En Albanie, le média en ligne indépendant Lapsi fait de son côté remarquer les différences majeures qui existent entre l’indépendance des institutions sur chaque rive de l’Adriatique comme l’illustre ce dossier. L’hiver dernier, la Cour constitutionnelle albanaise, saisie par l’opposition concernant une possible perte de souveraineté vu le statut d’extra-territorialité de ces centres ad hoc, s’est empressée de valider l’accord conclu par le gouvernement d’Edi Rama. À l’inverse, côté italien, les coups de boutoir de Giorgia Meloni pour imposer son « plan Albanie » n’ont pas fait plier la justice, l’un des trois piliers du pouvoir en démocratie. « Giorgia Meloni est peut-être Premier ministre, mais elle a reçu quelques gifles de la part des juges de Rome, car personne ne peut être au-dessus des lois. Pas comme en Albanie, où ce sont généralement les juges qui reçoivent les gifles », conclut Lapsi.

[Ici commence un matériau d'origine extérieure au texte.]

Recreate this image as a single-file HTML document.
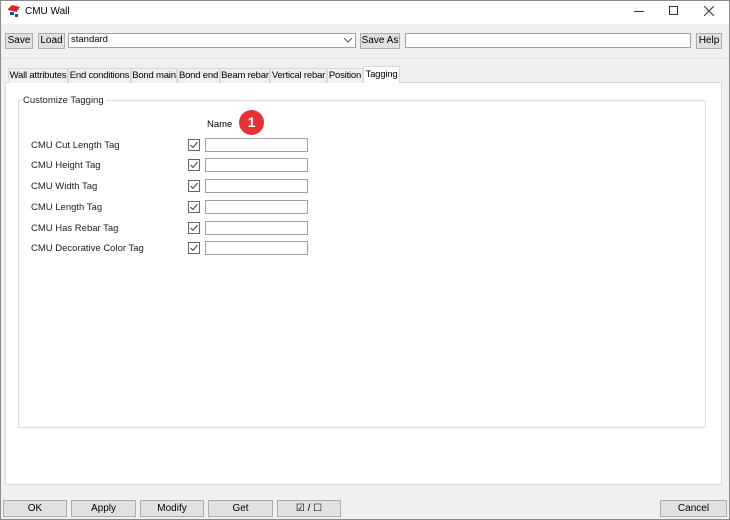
<!DOCTYPE html>
<html><head><meta charset="utf-8"><style>
*{box-sizing:border-box;margin:0;padding:0}
body{width:730px;height:520px;overflow:hidden;background:#f0f0f0;font-family:"Liberation Sans",Arial,sans-serif;font-size:9px;color:#000;position:relative}
.a{position:absolute}
.win{left:0;top:0;width:730px;height:520px;border:1px solid #8a8a8a}
.title{left:1px;top:1px;width:728px;height:23px;background:#fff}
.btn{position:absolute;background:#e1e1e1;border:1px solid #adadad;text-align:center;font-size:10px}
.inp{position:absolute;background:#fff;border:1px solid #a0a0a0}
.tab{position:absolute;top:68px;height:15px;background:#f0f0f0;border:1px solid #d9d9d9;border-bottom:none;line-height:13px;text-align:center;font-size:9.5px;color:#000;white-space:nowrap;overflow:hidden;letter-spacing:-0.2px}
.lbl{position:absolute;left:31px;font-size:9.5px;color:#222}
.cb{position:absolute;left:188px;width:12px;height:12px;border:1px solid #666;background:#fff}
.tb{position:absolute;left:205px;width:103px;height:14px;border:1px solid #a0a0a0;background:#fff}
</style></head><body>
<div class="a win"></div>
<div class="a title"></div>
<svg class="a" style="left:7px;top:5px" width="14" height="14" viewBox="0 0 14 14"><path d="M1 4 L5 0 L13 2 L10 6 Z" fill="#e0232b"/><path d="M1 4 L10 6 L10 7 L1 5Z" fill="#b0151b"/><path d="M3 7 h4 v3 h-4z M8 9 h3 v3 h-3z" fill="#1c4fa0"/></svg>
<div class="a" style="left:25px;top:6px;font-size:10px">CMU Wall</div>
<div class="a" style="left:634px;top:11px;width:10px;height:1px;background:#333"></div>
<div class="a" style="left:669px;top:6px;width:9px;height:9px;border:1px solid #333"></div>
<svg class="a" style="left:704px;top:6px" width="10" height="10"><path d="M0 0L10 10M10 0L0 10" stroke="#333" stroke-width="1"/></svg>

<div class="btn" style="left:5px;top:33px;width:28px;height:16px;line-height:14px">Save</div>
<div class="btn" style="left:38px;top:33px;width:27px;height:16px;line-height:14px">Load</div>
<div class="inp" style="left:68px;top:33px;width:288px;height:15px;line-height:12px;padding-left:2px;font-size:9.5px">standard</div>
<svg class="a" style="left:344px;top:38px" width="8" height="5"><path d="M0 0L4 4L8 0" stroke="#555" fill="none"/></svg>
<div class="btn" style="left:360px;top:33px;width:40px;height:16px;line-height:14px">Save As</div>
<div class="inp" style="left:405px;top:33px;width:286px;height:15px"></div>
<div class="btn" style="left:696px;top:33px;width:26px;height:16px;line-height:14px">Help</div>
<div class="a" style="left:1px;top:58px;width:728px;height:1px;background:#e3e3e3"></div>

<div class="a" style="left:5px;top:82px;width:717px;height:403px;background:#fff;border:1px solid #d9d9d9"></div>
<div class="tab" style="left:8px;width:60px">Wall attributes</div>
<div class="tab" style="left:68px;width:63px">End conditions</div>
<div class="tab" style="left:131px;width:46px">Bond main</div>
<div class="tab" style="left:177px;width:43px">Bond end</div>
<div class="tab" style="left:220px;width:50px">Beam rebar</div>
<div class="tab" style="left:270px;width:57px">Vertical rebar</div>
<div class="tab" style="left:327px;width:36px">Position</div>
<div class="tab" style="left:363px;top:66px;height:17px;width:37px;background:#fff;line-height:15px">Tagging</div>

<div class="a" style="left:18px;top:100px;width:688px;height:328px;border:1px solid #dcdcdc"></div>
<div class="a" style="left:21px;top:95px;background:#fff;padding:0 2px;font-size:9.5px;color:#222">Customize Tagging</div>
<div class="a" style="left:207px;top:119px;font-size:9.5px">Name</div>
<div class="a" style="left:239px;top:110px;width:25px;height:25px;border-radius:50%;background:#e53238;color:#fff;font-weight:bold;font-size:14px;text-align:center;line-height:25px">1</div>

<div class="lbl" style="top:140px">CMU Cut Length Tag</div>
<div class="lbl" style="top:160px">CMU Height Tag</div>
<div class="lbl" style="top:181px">CMU Width Tag</div>
<div class="lbl" style="top:202px">CMU Length Tag</div>
<div class="lbl" style="top:223px">CMU Has Rebar Tag</div>
<div class="lbl" style="top:243px">CMU Decorative Color Tag</div>

<div id="rows"></div>
<script>
var ys=[139,159,180,201,222,242],h='';
ys.forEach(function(y){h+='<div class="cb" style="top:'+y+'px"><svg width="10" height="10" style="position:absolute;left:0;top:0"><path d="M1.5 5L4 7.5L8.5 2" stroke="#444" fill="none" stroke-width="1"/></svg></div><div class="tb" style="top:'+(y-1)+'px"></div>';});
document.getElementById('rows').innerHTML=h;
</script>

<div class="btn" style="left:3px;top:500px;width:64px;height:17px;line-height:15px">OK</div>
<div class="btn" style="left:71px;top:500px;width:65px;height:17px;line-height:15px">Apply</div>
<div class="btn" style="left:140px;top:500px;width:64px;height:17px;line-height:15px">Modify</div>
<div class="btn" style="left:208px;top:500px;width:65px;height:17px;line-height:15px">Get</div>
<div class="btn" style="left:277px;top:500px;width:64px;height:17px;line-height:15px">☑ / ☐</div>
<div class="btn" style="left:660px;top:500px;width:67px;height:17px;line-height:15px">Cancel</div>
</body></html>
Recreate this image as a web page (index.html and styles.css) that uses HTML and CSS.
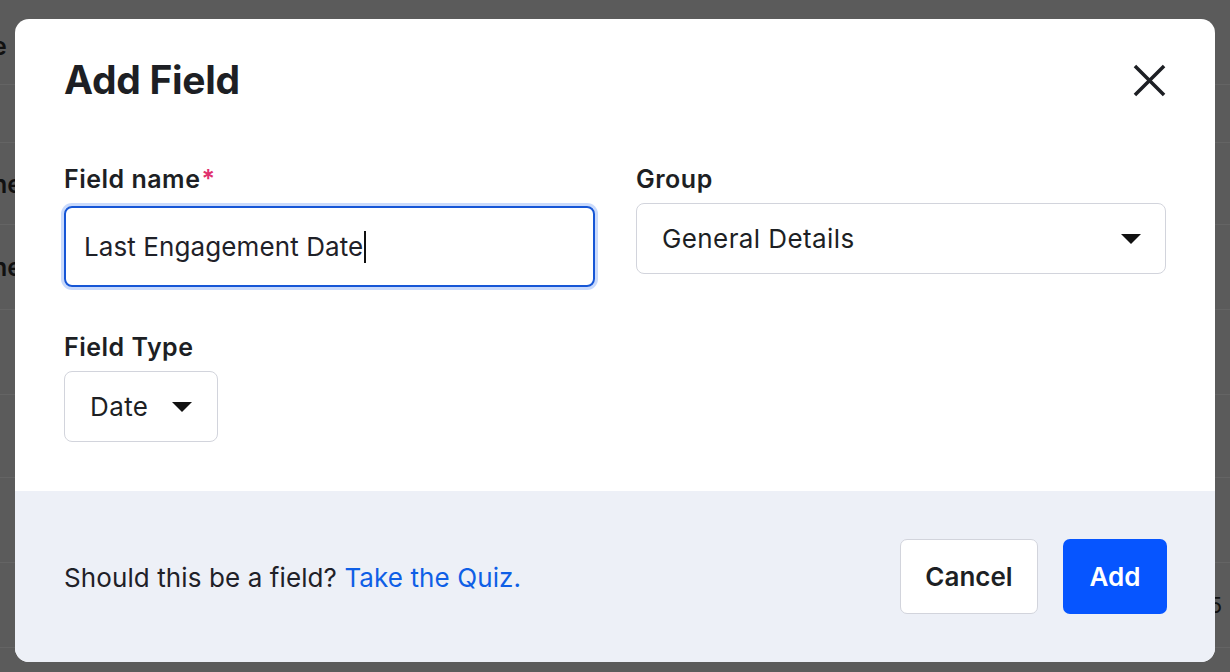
FILE: index.html
```html
<!DOCTYPE html>
<html lang="en">
<head>
<meta charset="utf-8">
<title>Add Field</title>
<link rel="stylesheet" href="styles.css">
</head>
<body>
<div class="backdrop">
  <div class="bg-row r1"><span class="bg-text">e</span></div>
  <div class="bg-row r2"></div>
  <div class="bg-row r3"><span class="bg-text">ne</span></div>
  <div class="bg-row r4"><span class="bg-text">ne</span></div>
  <div class="bg-row r5"></div>
  <div class="bg-row r6"></div>
  <div class="bg-row r7"></div>
  <div class="bg-row r8"><span class="bg-num">5</span></div>
</div>
<div class="modal" role="dialog" aria-labelledby="title">
  <div class="modal-head">
    <h1 id="title" class="title">Add Field</h1>
    <button class="close" aria-label="Close">
      <svg width="34" height="34" viewBox="0 0 34 34"><path d="M2 2 L32 32 M32 2 L2 32" stroke="#1d1f24" stroke-width="3.6" fill="none"/></svg>
    </button>
  </div>
  <div class="modal-body">
    <div class="field">
      <label class="label">Field name<span class="req">*</span></label>
      <div class="input focused"><span>Last Engagement Date</span><span class="cursor"></span></div>
    </div>
    <div class="field">
      <label class="label">Group</label>
      <div class="select wide"><span>General Details</span><span class="caret"></span></div>
    </div>
    <div class="field type">
      <label class="label">Field Type</label>
      <div class="select small"><span>Date</span><span class="caret"></span></div>
    </div>
  </div>
  <div class="modal-foot">
    <p class="hint">Should this be a field? <a class="link" href="#">Take the Quiz.</a></p>
    <div class="actions">
      <button class="btn btn-secondary">Cancel</button>
      <button class="btn btn-primary">Add</button>
    </div>
  </div>
</div>
</body>
</html>
```
FILE: styles.css
```css
* { box-sizing: border-box; }
html, body { margin: 0; padding: 0; }
body {
  width: 1230px;
  height: 672px;
  overflow: hidden;
  background: #5b5b5b;
  font-family: "Inter", "Noto Sans", sans-serif;
  color: #1f2128;
  position: relative;
}
.backdrop {
  display: flex;
  flex-direction: column;
}
.bg-row {
  border-bottom: 1px solid #646464;
  display: flex;
  align-items: center;
  justify-content: space-between;
}
.r1 { height: 85px; padding-top: 8px; }
.r2 { height: 58px; }
.r3 { height: 82px; }
.r4 { height: 85px; }
.r5 { height: 85px; }
.r6 { height: 83px; }
.r7 { height: 85px; }
.r8 { height: 85px; }
.bg-text {
  margin-left: -8px;
  font-size: 25px;
  font-weight: 600;
  color: #111;
}
.bg-num {
  margin-left: auto;
  margin-right: 8px;
  font-size: 22px;
  color: #111;
}
.modal {
  position: absolute;
  left: 15px;
  top: 19px;
  width: 1200px;
  height: 643px;
  background: #fff;
  border-radius: 14px;
  overflow: hidden;
  display: flex;
  flex-direction: column;
}
.modal-head {
  display: flex;
  justify-content: space-between;
  align-items: flex-start;
  padding: 38px 48px 0 49px;
  height: 144px;
  flex-shrink: 0;
}
.title {
  margin: 0;
  font-size: 39px;
  line-height: 46px;
  font-weight: 700;
  letter-spacing: -0.3px;
  color: #1d1f24;
}
.close {
  border: 0;
  background: none;
  padding: 0;
  margin-top: 6px;
  margin-right: 1px;
  width: 34px;
  height: 34px;
  display: flex;
  align-items: center;
  justify-content: center;
}
.close svg { width: 33px; height: 33px; }
.modal-body {
  display: grid;
  grid-template-columns: 531px 530px;
  column-gap: 41px;
  padding: 0 48px 0 49px;
  flex: 1;
  align-content: start;
}
.field { display: flex; flex-direction: column; }
.label {
  font-size: 25px;
  line-height: 32px;
  font-weight: 600;
  letter-spacing: 0.5px;
  color: #1d1f24;
  margin-bottom: 8px;
}
.req { color: #e0306e; margin-left: 1px; }
.input {
  height: 81px;
  border: 2px solid #1656d6;
  border-radius: 8px;
  box-shadow: 0 0 0 3px #c9dafc;
  display: flex;
  align-items: center;
  padding-left: 18px;
  font-size: 26px;
  letter-spacing: 0.1px;
  color: #1f2128;
  margin-top: 3px;
}
.cursor {
  display: inline-block;
  width: 2px;
  height: 32px;
  background: #111;
  margin-left: 1px;
}
.select {
  height: 71px;
  border: 1.5px solid #d2d4dc;
  border-radius: 8px;
  display: flex;
  align-items: center;
  justify-content: space-between;
  font-size: 26px;
  letter-spacing: 0.4px;
  color: #1d1f24;
}
.select.wide { padding: 0 24px 0 25px; }
.select.small { width: 154px; padding: 0 25px 0 25px; }
.caret {
  width: 0;
  height: 0;
  border-left: 10px solid transparent;
  border-right: 10px solid transparent;
  border-top: 10px solid #111;
}
.type { grid-column: 1; margin-top: 44px; }
.modal-foot {
  height: 171px;
  flex-shrink: 0;
  background: #edf0f7;
  display: flex;
  align-items: center;
  justify-content: space-between;
  padding: 0 48px 0 49px;
}
.hint {
  margin: 0;
  font-size: 26px;
  letter-spacing: 0.1px;
  color: #1f2128;
  padding-top: 2px;
}
.link { color: #0f5fe6; text-decoration: none; }
.actions { display: flex; gap: 25px; }
.btn {
  font-family: inherit;
  font-size: 26px;
  font-weight: 600;
  border-radius: 7px;
  height: 75px;
  cursor: pointer;
}
.btn-secondary {
  width: 138px;
  background: #fff;
  border: 1.5px solid #d2d4dc;
  color: #1d1f24;
}
.btn-primary {
  width: 104px;
  background: #0655ff;
  border: 0;
  color: #fff;
}
```
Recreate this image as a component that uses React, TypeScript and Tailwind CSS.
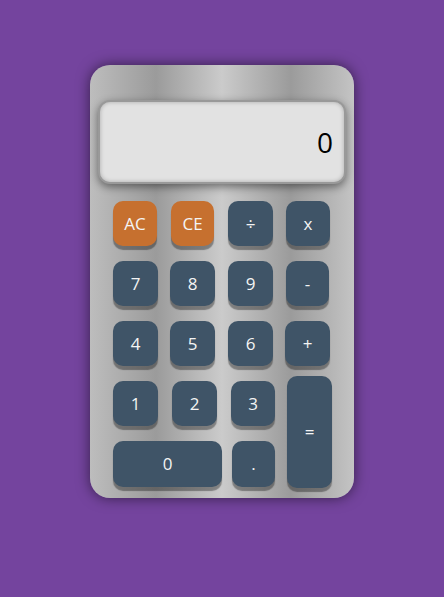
import React from "react";

const btn =
  "flex items-center justify-center rounded-[10px] text-[17px] text-[#f4f4f4] shadow-[0_4px_1px_rgba(0,0,0,0.35)]";
const dark = "bg-[#3f5467]";
const orange = "bg-[#c6702f]";

export default function App() {
  return (
    <div
      className="min-h-[597px] w-full bg-[#74449e] flex justify-center pt-[65px]"
      style={{ fontFamily: '"Open Sans", "Noto Sans", sans-serif' }}
    >
      <div className="w-[264px] h-[433px] rounded-[20px] bg-[linear-gradient(to_right,#bdbdbd_0%,#9b9b9b_25%,#cbcbcb_50%,#9b9b9b_76%,#c4c4c4_100%)] shadow-[0_0_14px_rgba(0,0,0,0.55)] flex flex-col">
        <div className="mx-[8px] mt-[35px] h-[84px] rounded-[12px] bg-[#e2e2e2] border-2 border-[#999999] shadow-[0_3px_8px_rgba(0,0,0,0.45),inset_0_0_4px_rgba(0,0,0,0.25)] flex items-center justify-end pr-[11px]">
          <span className="text-[28px] text-black leading-none">0</span>
        </div>
        <div className="mt-[17px] pl-[23px] flex flex-col">
          <div className="flex h-[45px]">
            <div className={`${btn} ${orange} w-[44px]`}>AC</div>
            <div className={`${btn} ${orange} w-[43px] ml-[14px]`}>CE</div>
            <div className={`${btn} ${dark} w-[45px] ml-[14px]`}>÷</div>
            <div className={`${btn} ${dark} w-[44px] ml-[13px]`}>x</div>
          </div>
          <div className="flex h-[45px] mt-[15px]">
            <div className={`${btn} ${dark} w-[45px]`}>7</div>
            <div className={`${btn} ${dark} w-[45px] ml-[12px]`}>8</div>
            <div className={`${btn} ${dark} w-[45px] ml-[13px]`}>9</div>
            <div className={`${btn} ${dark} w-[43px] ml-[13px]`}>-</div>
          </div>
          <div className="flex h-[45px] mt-[15px]">
            <div className={`${btn} ${dark} w-[45px]`}>4</div>
            <div className={`${btn} ${dark} w-[45px] ml-[12px]`}>5</div>
            <div className={`${btn} ${dark} w-[45px] ml-[13px]`}>6</div>
            <div className={`${btn} ${dark} w-[45px] ml-[12px]`}>+</div>
          </div>
          <div className="flex mt-[10px]">
            <div className="flex flex-col pt-[5px]">
              <div className="flex h-[45px]">
                <div className={`${btn} ${dark} w-[45px]`}>1</div>
                <div className={`${btn} ${dark} w-[45px] ml-[14px]`}>2</div>
                <div className={`${btn} ${dark} w-[44px] ml-[14px]`}>3</div>
              </div>
              <div className="flex h-[46px] mt-[15px]">
                <div className={`${btn} ${dark} w-[109px]`}>0</div>
                <div className={`${btn} ${dark} w-[43px] ml-[10px]`}>.</div>
              </div>
            </div>
            <div className={`${btn} ${dark} w-[45px] h-[112px] ml-[12px]`}>=</div>
          </div>
        </div>
      </div>
    </div>
  );
}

Des centres vides qui coûtent déjà très cher

En Italie, d’autres critiques se font aussi entendre contre le coût exorbitant - 670 millions sur cinq ans – de ces deux centres délocalisés de l’autre côté de la mer Adriatique, censés accueillir chaque année 36 000 demandeurs d’asile et pour lesquels 65 millions ont déjà été déboursés. Des députés d’opposition ont saisi la Cour des comptes, en dénonçant un possible « préjudice financier » pour l’Italie, surtout avec ces transferts avortés, tandis que d’autres se désespèrent de voir gaspillés « des fonds qui auraient pu servir pour la santé ». Pourtant, les arrivées ont été très nombreuses ces dernières semaines en Italie, avant que les températures chutent et que les traversées en mer deviennent encore plus périlleuses durant l’hiver. Alors que plusieurs milliers d’exilés ont débarqué, moins d’une dizaine ont été envoyés en Albanie, d’où ils ont vite été rapatriés vers l’Italie. « À ceux pour qui les centres en Albanie sont le tournant de la lutte contre les trafiquants, n’avez-vous pas l’impression de vous faire rouler par Meloni et ses acolytes ? », s’interroge sur X la journaliste de La Republicca, Alessandra Ziniti. Selon les informations de son journal, le gouvernement Meloni a déjà discrètement décidé de réduire la voilure : 50 des 220 employés des centres albanais vont revenir en Italie alors même que 295 postes étaient initialement prévus. Guère étonnant vu que ces installations sont vides et vont encore le rester, au moins le temps que la CJUE se prononce. Lors de leur ouverture, il y a un mois, la présidente conservatrice de la Commission européenne, Ursula von der Leyen, promettait de « tirer les leçons de cette expérience » qualifiée d’innovante. On ne l’a plus entendue depuis, alors que ce « plan Albanie » vire au fiasco.